• _Problem details_: Copy each line of the data below exactly, leaving out pictures.
--- Source material ---
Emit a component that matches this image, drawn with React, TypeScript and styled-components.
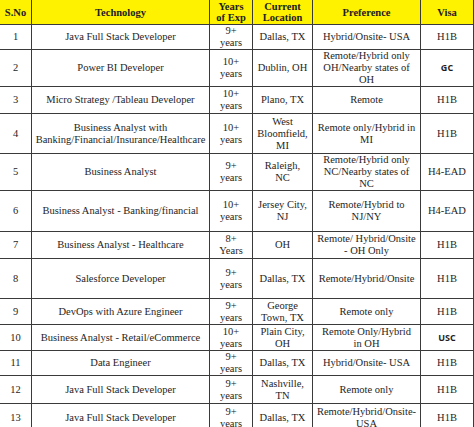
import React from 'react';
import styled, { createGlobalStyle } from 'styled-components';

const SERIF = `'Liberation Serif', serif`;
const SANS = `'Open Sans', 'Liberation Sans', sans-serif`;

const GlobalStyle = createGlobalStyle`
  html, body {
    margin: 0;
    padding: 0;
    background: #ffffff;
  }
  body {
    font-family: ${SERIF};
  }
`;

const Sheet = styled.table`
  border-collapse: collapse;
  table-layout: fixed;
  width: 474px;
  margin-left: -1px;
  margin-top: -1px;
  color: #1e1e1e;
  font-family: ${SERIF};
  font-size: 10.5px;
  line-height: 12px;
`;

const HeadCell = styled.th`
  background: #fff200;
  border: 1px solid #3a3a3a;
  font-family: ${SERIF};
  font-weight: 700;
  font-size: 10.5px;
  line-height: 11px;
  color: #202020;
  text-align: center;
  vertical-align: middle;
  padding: 0;
  white-space: nowrap;
`;

const Row = styled.tr<{ $h: number }>`
  height: ${p => p.$h}px;
`;

const Cell = styled.td<{ $sans?: boolean }>`
  border: 1px solid #3a3a3a;
  text-align: center;
  vertical-align: middle;
  padding: 0;
  white-space: nowrap;
  overflow: hidden;
  color: #1e1e1e;
  line-height: 12px;
  font-family: ${p => (p.$sans ? SANS : SERIF)};
  font-weight: ${p => (p.$sans ? 700 : 400)};
  font-size: ${p => (p.$sans ? '9px' : '10.5px')};
`;

type Job = {
  h: number;
  tech: string[];
  years: string;
  loc: string[];
  pref: string[];
  visa: string;
  sans?: boolean;
};

const jobs: Job[] = [
  { h: 25, tech: ['Java Full Stack Developer'], years: 'years', loc: ['Dallas, TX'], pref: ['Hybrid/Onsite- USA'], visa: 'H1B' },
  { h: 37, tech: ['Power BI Developer'], years: 'years', loc: ['Dublin, OH'], pref: ['Remote/Hybrid only', 'OH/Nearby states of', 'OH'], visa: 'GC', sans: true },
  { h: 27, tech: ['Micro Strategy /Tableau Developer'], years: 'years', loc: ['Plano, TX'], pref: ['Remote'], visa: 'H1B' },
  { h: 40, tech: ['Business Analyst with', 'Banking/Financial/Insurance/Healthcare'], years: 'years', loc: ['West', 'Bloomfield,', 'MI'], pref: ['Remote only/Hybrid in', 'MI'], visa: 'H1B' },
  { h: 36, tech: ['Business Analyst'], years: 'years', loc: ['Raleigh,', 'NC'], pref: ['Remote/Hybrid only', 'NC/Nearby states of', 'NC'], visa: 'H4-EAD' },
  { h: 41, tech: ['Business Analyst - Banking/financial'], years: 'years', loc: ['Jersey City,', 'NJ'], pref: ['Remote/Hybrid to', 'NJ/NY'], visa: 'H4-EAD' },
  { h: 27, tech: ['Business Analyst - Healthcare'], years: 'Years', loc: ['OH'], pref: ['Remote/ Hybrid/Onsite', '- OH Only'], visa: 'H1B' },
  { h: 40, tech: ['Salesforce Developer'], years: 'years', loc: ['Dallas, TX'], pref: ['Remote/Hybrid/Onsite'], visa: 'H1B' },
  { h: 26, tech: ['DevOps with Azure Engineer'], years: 'years', loc: ['George', 'Town, TX'], pref: ['Remote only'], visa: 'H1B' },
  { h: 26, tech: ['Business Analyst - Retail/eCommerce'], years: 'years', loc: ['Plain City,', 'OH'], pref: ['Remote Only/Hybrid', 'in OH'], visa: 'USC', sans: true },
  { h: 25, tech: ['Data Engineer'], years: 'years', loc: ['Dallas, TX'], pref: ['Hybrid/Onsite- USA'], visa: 'H1B' },
  { h: 28, tech: ['Java Full Stack Developer'], years: 'years', loc: ['Nashville,', 'TN'], pref: ['Remote only'], visa: 'H1B' },
  { h: 28, tech: ['Java Full Stack Developer'], years: 'years', loc: ['Dallas, TX'], pref: ['Remote/Hybrid/Onsite-', 'USA'], visa: 'H1B' },
];

const exp = ['9+', '10+', '10+', '10+', '9+', '10+', '8+', '9+', '9+', '10+', '9+', '9+', '9+'];

const Lines = ({ items }: { items: string[] }) => (
  <>
    {items.map((t, i) => (
      <React.Fragment key={i}>
        {i > 0 && <br />}
        {t}
      </React.Fragment>
    ))}
  </>
);

export default function App() {
  return (
    <>
      <GlobalStyle />
      <Sheet>
        <colgroup>
          <col style={{ width: 32 }} />
          <col style={{ width: 178 }} />
          <col style={{ width: 43 }} />
          <col style={{ width: 60 }} />
          <col style={{ width: 108 }} />
          <col style={{ width: 53 }} />
        </colgroup>
        <thead>
          <Row $h={25}>
            <HeadCell>S.No</HeadCell>
            <HeadCell>Technology</HeadCell>
            <HeadCell>Years<br />of Exp</HeadCell>
            <HeadCell>Current<br />Location</HeadCell>
            <HeadCell>Preference</HeadCell>
            <HeadCell>Visa</HeadCell>
          </Row>
        </thead>
        <tbody>
          {jobs.map((job, i) => (
            <Row key={i} $h={job.h}>
              <Cell>{i + 1}</Cell>
              <Cell><Lines items={job.tech} /></Cell>
              <Cell>{exp[i]}<br />{job.years}</Cell>
              <Cell><Lines items={job.loc} /></Cell>
              <Cell><Lines items={job.pref} /></Cell>
              <Cell $sans={job.sans}>{job.visa}</Cell>
            </Row>
          ))}
        </tbody>
      </Sheet>
    </>
  );
}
---
• _Output_:
Emit a component that matches this image, drawn with React, TypeScript and styled-components.
import React from 'react';
import styled, { createGlobalStyle } from 'styled-components';

const SERIF = `'Liberation Serif', serif`;
const SANS = `'Open Sans', 'Liberation Sans', sans-serif`;

const GlobalStyle = createGlobalStyle`
  html, body {
    margin: 0;
    padding: 0;
    background: #ffffff;
  }
  body {
    font-family: ${SERIF};
  }
`;

const Sheet = styled.table`
  border-collapse: collapse;
  table-layout: fixed;
  width: 474px;
  margin-left: -1px;
  margin-top: -1px;
  color: #1e1e1e;
  font-family: ${SERIF};
  font-size: 10.5px;
  line-height: 12px;
`;

const HeadCell = styled.th`
  background: #fff200;
  border: 1px solid #3a3a3a;
  font-family: ${SERIF};
  font-weight: 700;
  font-size: 10.5px;
  line-height: 11px;
  color: #202020;
  text-align: center;
  vertical-align: middle;
  padding: 0;
  white-space: nowrap;
`;

const Row = styled.tr<{ $h: number }>`
  height: ${p => p.$h}px;
`;

const Cell = styled.td<{ $sans?: boolean }>`
  border: 1px solid #3a3a3a;
  text-align: center;
  vertical-align: middle;
  padding: 0;
  white-space: nowrap;
  overflow: hidden;
  color: #1e1e1e;
  line-height: 12px;
  font-family: ${p => (p.$sans ? SANS : SERIF)};
  font-weight: ${p => (p.$sans ? 700 : 400)};
  font-size: ${p => (p.$sans ? '9px' : '10.5px')};
`;

type Job = {
  h: number;
  tech: string[];
  years: string;
  loc: string[];
  pref: string[];
  visa: string;
  sans?: boolean;
};

const jobs: Job[] = [
  { h: 25, tech: ['Java Full Stack Developer'], years: 'years', loc: ['Dallas, TX'], pref: ['Hybrid/Onsite- USA'], visa: 'H1B' },
  { h: 37, tech: ['Power BI Developer'], years: 'years', loc: ['Dublin, OH'], pref: ['Remote/Hybrid only', 'OH/Nearby states of', 'OH'], visa: 'GC', sans: true },
  { h: 27, tech: ['Micro Strategy /Tableau Developer'], years: 'years', loc: ['Plano, TX'], pref: ['Remote'], visa: 'H1B' },
  { h: 40, tech: ['Business Analyst with', 'Banking/Financial/Insurance/Healthcare'], years: 'years', loc: ['West', 'Bloomfield,', 'MI'], pref: ['Remote only/Hybrid in', 'MI'], visa: 'H1B' },
  { h: 36, tech: ['Business Analyst'], years: 'years', loc: ['Raleigh,', 'NC'], pref: ['Remote/Hybrid only', 'NC/Nearby states of', 'NC'], visa: 'H4-EAD' },
  { h: 41, tech: ['Business Analyst - Banking/financial'], years: 'years', loc: ['Jersey City,', 'NJ'], pref: ['Remote/Hybrid to', 'NJ/NY'], visa: 'H4-EAD' },
  { h: 27, tech: ['Business Analyst - Healthcare'], years: 'Years', loc: ['OH'], pref: ['Remote/ Hybrid/Onsite', '- OH Only'], visa: 'H1B' },
  { h: 40, tech: ['Salesforce Developer'], years: 'years', loc: ['Dallas, TX'], pref: ['Remote/Hybrid/Onsite'], visa: 'H1B' },
  { h: 26, tech: ['DevOps with Azure Engineer'], years: 'years', loc: ['George', 'Town, TX'], pref: ['Remote only'], visa: 'H1B' },
  { h: 26, tech: ['Business Analyst - Retail/eCommerce'], years: 'years', loc: ['Plain City,', 'OH'], pref: ['Remote Only/Hybrid', 'in OH'], visa: 'USC', sans: true },
  { h: 25, tech: ['Data Engineer'], years: 'years', loc: ['Dallas, TX'], pref: ['Hybrid/Onsite- USA'], visa: 'H1B' },
  { h: 28, tech: ['Java Full Stack Developer'], years: 'years', loc: ['Nashville,', 'TN'], pref: ['Remote only'], visa: 'H1B' },
  { h: 28, tech: ['Java Full Stack Developer'], years: 'years', loc: ['Dallas, TX'], pref: ['Remote/Hybrid/Onsite-', 'USA'], visa: 'H1B' },
];

const exp = ['9+', '10+', '10+', '10+', '9+', '10+', '8+', '9+', '9+', '10+', '9+', '9+', '9+'];

const Lines = ({ items }: { items: string[] }) => (
  <>
    {items.map((t, i) => (
      <React.Fragment key={i}>
        {i > 0 && <br />}
        {t}
      </React.Fragment>
    ))}
  </>
);

export default function App() {
  return (
    <>
      <GlobalStyle />
      <Sheet>
        <colgroup>
          <col style={{ width: 32 }} />
          <col style={{ width: 178 }} />
          <col style={{ width: 43 }} />
          <col style={{ width: 60 }} />
          <col style={{ width: 108 }} />
          <col style={{ width: 53 }} />
        </colgroup>
        <thead>
          <Row $h={25}>
            <HeadCell>S.No</HeadCell>
            <HeadCell>Technology</HeadCell>
            <HeadCell>Years<br />of Exp</HeadCell>
            <HeadCell>Current<br />Location</HeadCell>
            <HeadCell>Preference</HeadCell>
            <HeadCell>Visa</HeadCell>
          </Row>
        </thead>
        <tbody>
          {jobs.map((job, i) => (
            <Row key={i} $h={job.h}>
              <Cell>{i + 1}</Cell>
              <Cell><Lines items={job.tech} /></Cell>
              <Cell>{exp[i]}<br />{job.years}</Cell>
              <Cell><Lines items={job.loc} /></Cell>
              <Cell><Lines items={job.pref} /></Cell>
              <Cell $sans={job.sans}>{job.visa}</Cell>
            </Row>
          ))}
        </tbody>
      </Sheet>
    </>
  );
}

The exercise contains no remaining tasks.